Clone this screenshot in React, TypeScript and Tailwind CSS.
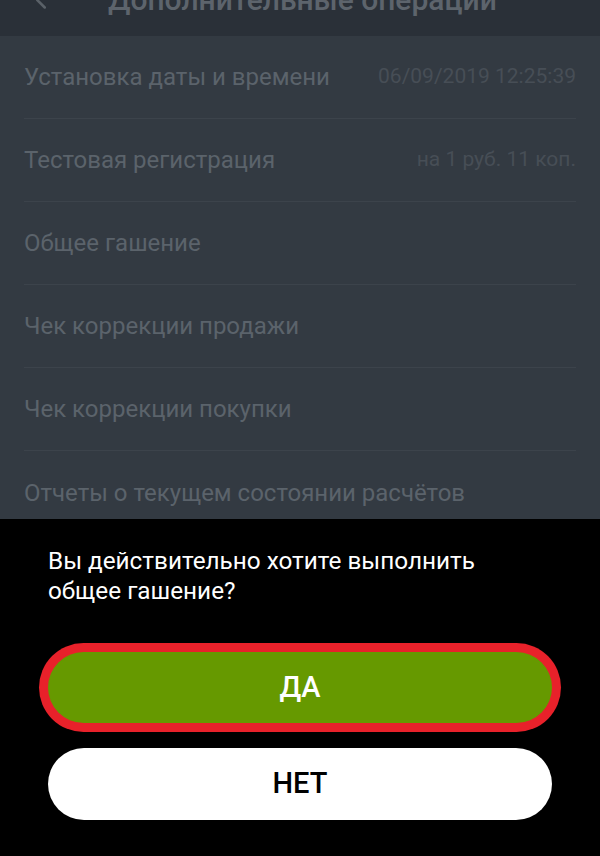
════
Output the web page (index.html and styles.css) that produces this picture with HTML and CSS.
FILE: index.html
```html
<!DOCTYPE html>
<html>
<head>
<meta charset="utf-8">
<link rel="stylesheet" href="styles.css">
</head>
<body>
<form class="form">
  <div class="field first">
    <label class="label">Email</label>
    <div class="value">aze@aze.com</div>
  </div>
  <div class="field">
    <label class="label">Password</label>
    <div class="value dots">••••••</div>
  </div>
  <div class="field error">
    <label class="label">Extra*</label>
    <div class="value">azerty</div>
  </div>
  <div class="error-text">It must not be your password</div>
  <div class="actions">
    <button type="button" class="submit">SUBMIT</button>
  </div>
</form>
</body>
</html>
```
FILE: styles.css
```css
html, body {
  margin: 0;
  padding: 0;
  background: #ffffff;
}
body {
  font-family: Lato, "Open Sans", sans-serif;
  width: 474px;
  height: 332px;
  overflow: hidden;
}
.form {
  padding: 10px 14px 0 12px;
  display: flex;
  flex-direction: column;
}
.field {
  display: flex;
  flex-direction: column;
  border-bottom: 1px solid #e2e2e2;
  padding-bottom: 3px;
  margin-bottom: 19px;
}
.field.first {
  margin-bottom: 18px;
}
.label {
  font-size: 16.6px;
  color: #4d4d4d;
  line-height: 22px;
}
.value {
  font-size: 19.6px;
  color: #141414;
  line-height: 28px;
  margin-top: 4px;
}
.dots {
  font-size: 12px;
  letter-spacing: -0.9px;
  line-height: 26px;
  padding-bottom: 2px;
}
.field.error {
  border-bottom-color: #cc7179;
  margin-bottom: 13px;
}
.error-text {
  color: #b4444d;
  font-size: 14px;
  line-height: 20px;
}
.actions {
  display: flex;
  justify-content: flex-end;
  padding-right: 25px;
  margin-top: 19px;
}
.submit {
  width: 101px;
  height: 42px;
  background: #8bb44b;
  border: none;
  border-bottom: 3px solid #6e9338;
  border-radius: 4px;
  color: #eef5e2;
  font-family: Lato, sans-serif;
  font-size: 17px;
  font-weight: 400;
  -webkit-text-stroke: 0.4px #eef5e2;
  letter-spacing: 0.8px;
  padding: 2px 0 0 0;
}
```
════
Required work:
In the lines above, find each one with "styles" and list it.

Response:
Output the web page (index.html and styles.css) that produces this picture with HTML and CSS.
<link rel="stylesheet" href="styles.css">
FILE: styles.css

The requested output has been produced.